Geometric Retargeting: A Principled, Ultrafast Neural Hand Retargeting Algorithm

TL;DR

Geometric Retargeting (GeoRT) tackles the problem of mapping human fingertip keypoints to a robot hand for teleoperation using a principled, geometry-driven approach. It defines five criteria—motion preservation, $C$-space coverage, high flatness, pinch correspondence, and collision-free retargeting—and trains independent finger-wise MLPs under differentiable forward kinematics, with Chamfer distance serving as a differentiable proxy for space coverage.

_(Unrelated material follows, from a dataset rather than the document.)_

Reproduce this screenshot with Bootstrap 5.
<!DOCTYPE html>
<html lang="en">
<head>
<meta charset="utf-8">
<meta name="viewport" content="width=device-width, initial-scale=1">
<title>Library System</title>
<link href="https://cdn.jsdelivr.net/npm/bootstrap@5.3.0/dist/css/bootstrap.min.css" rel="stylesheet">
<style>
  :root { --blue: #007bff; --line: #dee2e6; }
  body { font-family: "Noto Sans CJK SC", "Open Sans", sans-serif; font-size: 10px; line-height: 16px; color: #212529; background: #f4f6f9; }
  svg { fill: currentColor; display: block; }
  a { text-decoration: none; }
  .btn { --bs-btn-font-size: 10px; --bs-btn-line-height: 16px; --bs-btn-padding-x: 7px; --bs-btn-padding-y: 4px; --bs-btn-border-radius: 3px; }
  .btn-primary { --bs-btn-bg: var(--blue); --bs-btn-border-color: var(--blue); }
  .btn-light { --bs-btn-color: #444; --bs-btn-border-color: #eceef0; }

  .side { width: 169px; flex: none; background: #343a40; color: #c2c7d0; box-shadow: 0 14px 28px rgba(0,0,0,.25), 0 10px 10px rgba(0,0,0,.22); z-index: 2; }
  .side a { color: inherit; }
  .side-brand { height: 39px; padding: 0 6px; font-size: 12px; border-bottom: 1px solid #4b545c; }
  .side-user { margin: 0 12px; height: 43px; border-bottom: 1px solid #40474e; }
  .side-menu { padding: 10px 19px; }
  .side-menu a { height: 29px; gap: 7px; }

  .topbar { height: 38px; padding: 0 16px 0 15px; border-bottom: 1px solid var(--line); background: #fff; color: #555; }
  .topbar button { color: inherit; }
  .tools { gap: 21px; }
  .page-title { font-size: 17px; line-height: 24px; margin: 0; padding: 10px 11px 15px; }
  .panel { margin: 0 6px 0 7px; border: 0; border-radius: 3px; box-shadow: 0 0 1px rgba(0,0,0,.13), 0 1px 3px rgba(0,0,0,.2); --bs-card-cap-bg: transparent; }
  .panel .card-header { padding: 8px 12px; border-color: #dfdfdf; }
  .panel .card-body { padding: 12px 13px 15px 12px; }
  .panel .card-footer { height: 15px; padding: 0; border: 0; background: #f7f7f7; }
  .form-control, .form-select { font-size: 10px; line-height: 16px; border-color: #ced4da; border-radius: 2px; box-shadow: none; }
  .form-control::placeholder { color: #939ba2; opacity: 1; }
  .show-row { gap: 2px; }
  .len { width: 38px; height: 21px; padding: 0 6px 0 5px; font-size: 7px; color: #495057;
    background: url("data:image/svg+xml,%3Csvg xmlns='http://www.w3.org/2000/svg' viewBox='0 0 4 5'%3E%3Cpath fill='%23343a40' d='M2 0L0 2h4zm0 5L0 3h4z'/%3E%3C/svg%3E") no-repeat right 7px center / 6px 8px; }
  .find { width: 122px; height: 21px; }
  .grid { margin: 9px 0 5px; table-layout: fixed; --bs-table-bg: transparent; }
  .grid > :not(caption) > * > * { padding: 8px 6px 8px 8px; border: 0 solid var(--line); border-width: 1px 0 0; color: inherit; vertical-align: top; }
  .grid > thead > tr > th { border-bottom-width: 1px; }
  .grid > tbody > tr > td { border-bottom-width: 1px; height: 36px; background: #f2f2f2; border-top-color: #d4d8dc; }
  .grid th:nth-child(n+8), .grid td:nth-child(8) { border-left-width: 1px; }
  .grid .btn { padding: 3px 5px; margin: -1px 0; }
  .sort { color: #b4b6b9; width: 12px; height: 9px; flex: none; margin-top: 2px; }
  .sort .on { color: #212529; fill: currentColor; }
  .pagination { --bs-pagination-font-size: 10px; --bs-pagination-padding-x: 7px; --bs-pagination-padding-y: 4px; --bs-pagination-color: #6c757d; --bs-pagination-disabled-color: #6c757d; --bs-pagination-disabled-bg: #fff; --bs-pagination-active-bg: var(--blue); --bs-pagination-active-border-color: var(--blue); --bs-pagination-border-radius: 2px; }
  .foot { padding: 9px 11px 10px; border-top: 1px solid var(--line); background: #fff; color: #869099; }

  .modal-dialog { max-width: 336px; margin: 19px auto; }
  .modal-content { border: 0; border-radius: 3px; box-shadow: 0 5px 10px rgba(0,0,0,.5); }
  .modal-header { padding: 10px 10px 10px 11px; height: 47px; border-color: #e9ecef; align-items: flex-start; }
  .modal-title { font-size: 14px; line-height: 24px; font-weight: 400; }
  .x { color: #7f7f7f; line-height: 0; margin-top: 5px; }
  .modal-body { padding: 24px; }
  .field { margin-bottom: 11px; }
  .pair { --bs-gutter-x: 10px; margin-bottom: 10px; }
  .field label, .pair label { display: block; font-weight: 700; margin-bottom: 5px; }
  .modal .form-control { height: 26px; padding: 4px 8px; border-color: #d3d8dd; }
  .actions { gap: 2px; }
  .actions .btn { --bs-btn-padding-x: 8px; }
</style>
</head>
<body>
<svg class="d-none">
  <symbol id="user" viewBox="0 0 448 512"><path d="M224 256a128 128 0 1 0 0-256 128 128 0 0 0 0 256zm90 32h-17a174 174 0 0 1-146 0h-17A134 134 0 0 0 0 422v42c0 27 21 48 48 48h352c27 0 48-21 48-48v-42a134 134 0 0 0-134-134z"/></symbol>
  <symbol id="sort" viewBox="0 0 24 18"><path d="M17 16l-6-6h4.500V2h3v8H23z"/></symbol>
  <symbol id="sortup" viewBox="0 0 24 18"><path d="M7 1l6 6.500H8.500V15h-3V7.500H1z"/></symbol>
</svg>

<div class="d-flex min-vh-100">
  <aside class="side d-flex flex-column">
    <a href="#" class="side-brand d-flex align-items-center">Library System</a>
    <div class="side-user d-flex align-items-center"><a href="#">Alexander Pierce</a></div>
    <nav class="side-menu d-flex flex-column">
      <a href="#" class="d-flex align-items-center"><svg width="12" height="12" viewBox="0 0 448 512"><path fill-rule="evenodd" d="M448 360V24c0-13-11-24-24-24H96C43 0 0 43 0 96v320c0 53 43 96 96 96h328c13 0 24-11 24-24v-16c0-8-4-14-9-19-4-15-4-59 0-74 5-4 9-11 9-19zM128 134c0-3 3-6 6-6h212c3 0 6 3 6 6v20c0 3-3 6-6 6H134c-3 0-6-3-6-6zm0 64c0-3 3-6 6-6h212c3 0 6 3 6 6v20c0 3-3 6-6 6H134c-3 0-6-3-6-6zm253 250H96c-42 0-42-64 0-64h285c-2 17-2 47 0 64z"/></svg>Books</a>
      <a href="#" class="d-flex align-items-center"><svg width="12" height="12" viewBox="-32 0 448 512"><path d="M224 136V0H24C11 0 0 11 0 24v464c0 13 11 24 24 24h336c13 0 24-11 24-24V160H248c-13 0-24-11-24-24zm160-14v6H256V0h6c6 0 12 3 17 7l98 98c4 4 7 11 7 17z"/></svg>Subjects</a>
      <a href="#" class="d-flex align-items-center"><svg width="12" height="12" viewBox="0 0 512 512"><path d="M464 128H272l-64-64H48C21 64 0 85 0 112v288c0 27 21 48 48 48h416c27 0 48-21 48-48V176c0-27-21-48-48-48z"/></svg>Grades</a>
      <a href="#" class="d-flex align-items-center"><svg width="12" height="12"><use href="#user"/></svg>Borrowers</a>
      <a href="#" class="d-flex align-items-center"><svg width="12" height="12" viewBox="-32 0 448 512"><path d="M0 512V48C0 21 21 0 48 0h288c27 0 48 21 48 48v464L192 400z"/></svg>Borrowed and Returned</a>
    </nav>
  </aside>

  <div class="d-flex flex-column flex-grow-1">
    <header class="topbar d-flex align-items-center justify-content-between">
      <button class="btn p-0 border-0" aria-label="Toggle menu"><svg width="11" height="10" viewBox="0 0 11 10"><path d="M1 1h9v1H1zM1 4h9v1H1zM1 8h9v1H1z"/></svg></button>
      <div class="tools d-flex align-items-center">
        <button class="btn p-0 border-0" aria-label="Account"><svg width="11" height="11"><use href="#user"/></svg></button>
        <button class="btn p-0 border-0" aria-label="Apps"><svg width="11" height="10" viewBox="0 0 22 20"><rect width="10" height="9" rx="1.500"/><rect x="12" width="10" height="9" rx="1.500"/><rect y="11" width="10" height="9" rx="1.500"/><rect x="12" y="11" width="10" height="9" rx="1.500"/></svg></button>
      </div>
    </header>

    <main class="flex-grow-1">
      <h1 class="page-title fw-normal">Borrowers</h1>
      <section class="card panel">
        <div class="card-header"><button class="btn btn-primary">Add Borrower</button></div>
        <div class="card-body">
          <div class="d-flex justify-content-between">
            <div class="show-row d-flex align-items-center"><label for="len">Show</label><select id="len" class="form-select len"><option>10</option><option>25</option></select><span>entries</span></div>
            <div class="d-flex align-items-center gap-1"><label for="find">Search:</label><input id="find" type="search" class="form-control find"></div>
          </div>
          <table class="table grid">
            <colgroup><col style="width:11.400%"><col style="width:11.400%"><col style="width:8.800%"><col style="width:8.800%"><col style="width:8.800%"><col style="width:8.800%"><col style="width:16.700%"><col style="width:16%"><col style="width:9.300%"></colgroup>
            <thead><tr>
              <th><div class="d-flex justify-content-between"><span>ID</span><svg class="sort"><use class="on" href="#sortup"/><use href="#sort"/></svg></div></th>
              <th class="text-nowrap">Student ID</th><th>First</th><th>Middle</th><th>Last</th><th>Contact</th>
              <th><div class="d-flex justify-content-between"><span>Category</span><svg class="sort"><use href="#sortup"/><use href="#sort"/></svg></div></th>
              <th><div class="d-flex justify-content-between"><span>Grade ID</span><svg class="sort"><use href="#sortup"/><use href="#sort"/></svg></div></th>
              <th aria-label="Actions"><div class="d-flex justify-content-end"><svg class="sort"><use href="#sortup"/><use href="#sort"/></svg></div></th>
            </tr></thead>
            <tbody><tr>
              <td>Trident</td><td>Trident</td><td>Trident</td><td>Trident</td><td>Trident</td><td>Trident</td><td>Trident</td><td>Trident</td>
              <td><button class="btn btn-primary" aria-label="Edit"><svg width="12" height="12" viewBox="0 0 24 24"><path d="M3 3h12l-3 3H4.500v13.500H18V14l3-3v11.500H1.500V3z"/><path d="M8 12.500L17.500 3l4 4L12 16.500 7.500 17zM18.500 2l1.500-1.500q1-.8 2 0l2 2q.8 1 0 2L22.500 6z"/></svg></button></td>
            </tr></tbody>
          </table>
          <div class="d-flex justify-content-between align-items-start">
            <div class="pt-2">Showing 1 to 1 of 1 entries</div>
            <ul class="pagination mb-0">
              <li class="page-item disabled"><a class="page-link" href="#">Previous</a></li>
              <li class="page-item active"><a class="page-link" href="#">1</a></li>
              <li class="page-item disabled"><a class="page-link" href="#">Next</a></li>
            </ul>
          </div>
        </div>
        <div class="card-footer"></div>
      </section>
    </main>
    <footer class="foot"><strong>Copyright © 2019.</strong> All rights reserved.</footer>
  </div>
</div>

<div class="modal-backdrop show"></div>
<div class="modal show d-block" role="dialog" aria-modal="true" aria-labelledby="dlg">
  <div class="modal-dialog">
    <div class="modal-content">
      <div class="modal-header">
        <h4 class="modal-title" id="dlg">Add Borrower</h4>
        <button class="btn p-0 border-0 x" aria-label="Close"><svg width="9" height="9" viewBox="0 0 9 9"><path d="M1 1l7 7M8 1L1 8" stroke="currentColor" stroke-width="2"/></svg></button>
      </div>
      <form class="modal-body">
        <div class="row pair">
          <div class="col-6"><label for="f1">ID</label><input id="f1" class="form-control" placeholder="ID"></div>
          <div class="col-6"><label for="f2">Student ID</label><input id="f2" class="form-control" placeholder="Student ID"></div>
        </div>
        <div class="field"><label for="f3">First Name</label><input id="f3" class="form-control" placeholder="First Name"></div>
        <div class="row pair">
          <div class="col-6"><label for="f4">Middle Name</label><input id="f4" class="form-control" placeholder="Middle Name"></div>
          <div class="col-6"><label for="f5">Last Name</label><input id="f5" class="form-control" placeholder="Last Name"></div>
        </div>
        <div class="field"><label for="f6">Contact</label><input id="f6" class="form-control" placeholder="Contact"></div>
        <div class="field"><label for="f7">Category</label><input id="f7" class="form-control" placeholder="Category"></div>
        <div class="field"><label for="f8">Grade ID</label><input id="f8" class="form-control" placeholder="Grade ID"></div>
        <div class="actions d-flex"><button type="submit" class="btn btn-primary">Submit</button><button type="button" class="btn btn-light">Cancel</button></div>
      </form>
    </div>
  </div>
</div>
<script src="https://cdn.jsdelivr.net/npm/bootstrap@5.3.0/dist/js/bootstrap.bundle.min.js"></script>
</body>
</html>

The method is trained unsupervised, requires only minimal hyperparameter tuning (four weights), and achieves ultrafast real-time retargeting at 1KHz, outperforming prior methods in both simulation and real-world grasping tasks. This approach yields better fingertip utilization, smoother control, and practical scalability for dexterous teleoperation and integration with DexGen-based foundation controllers.

Abstract

We introduce Geometric Retargeting (GeoRT), an ultrafast, and principled neural hand retargeting algorithm for teleoperation, developed as part of our recent Dexterity Gen (DexGen) system. GeoRT converts human finger keypoints to robot hand keypoints at 1KHz, achieving state-of-the-art speed and accuracy with significantly fewer hyperparameters. This high-speed capability enables flexible postprocessing, such as leveraging a foundational controller for action correction like DexGen. GeoRT is trained in an unsupervised manner, eliminating the need for manual annotation of hand pairs. The core of GeoRT lies in novel geometric objective functions that capture the essence of retargeting: preserving motion fidelity, ensuring configuration space (C-space) coverage, maintaining uniform response through high flatness, pinch correspondence and preventing self-collisions. This approach is free from intensive test-time optimization, offering a more scalable and practical solution for real-time hand retargeting.

Figures (9)

• Figure 1: Retargeting is an unconstrained problem. There are many valid retargeting functions (e.g. by dragging the point anchors in the figure). However, it is unclear how to define a proper cost functional (objective) to specify desired retargeting function.
• Figure 2: Nonlinear Nature of Retargeting: In this figure, we compare shapes of human and robot (Allegro) fingertip keypoint $C$-space (i.e. the moving range of fingertip in the hand frame). The top row shows the ring finger keypoint space comparisons and the bottom row shows the thumb keypoint space comparisons. We find that the robot and human hands keypoint spaces are not directly related through a linear mapping as suggested by previous works. In this paper, we propose novel objectives to overcome this limitation. In this figure, the robot finger keypoints are produced by random sampling in joint space and then computing forward kinematics. The human finger keypoints are produced by motion capture of a 5-minute play, in which the human is asked to move their fingers randomly to explore the limit of their hand joints.
• Figure 3: The proposed principled and ultrafast teleoperation algorithm enables large-scale foundation controllers, unlocking the potential for more dexterous teleoperation systems like DexterityGen yin2025dexteritygen.
• Figure 4: Basic idea of our geometric objective functions (criterion I and II). (Left) A good retargeting function should preserve the moving direction of the fingertip. (Right) Besides, the retargeting function should also be a surjection, so that the robot fingertip C-space is fully utilized. Note that we only show the $C$-space for one fingertip (e.g. index finger) in the figure.
• Figure 5: The retargeting mapping should have a high flatness (criterion III). In this 1D retargeting example (mapping an interval on the $x$-axis to another interval on the $y$-axis), this is equivalent to $f'(x)$ being constant everywhere, so that any small $\Delta x$ will lead to the same amount of $\Delta y$. Note that the blue curves on the left can satisfy the criterion I and II. Therefore, introducing a third flatness objective is necessary.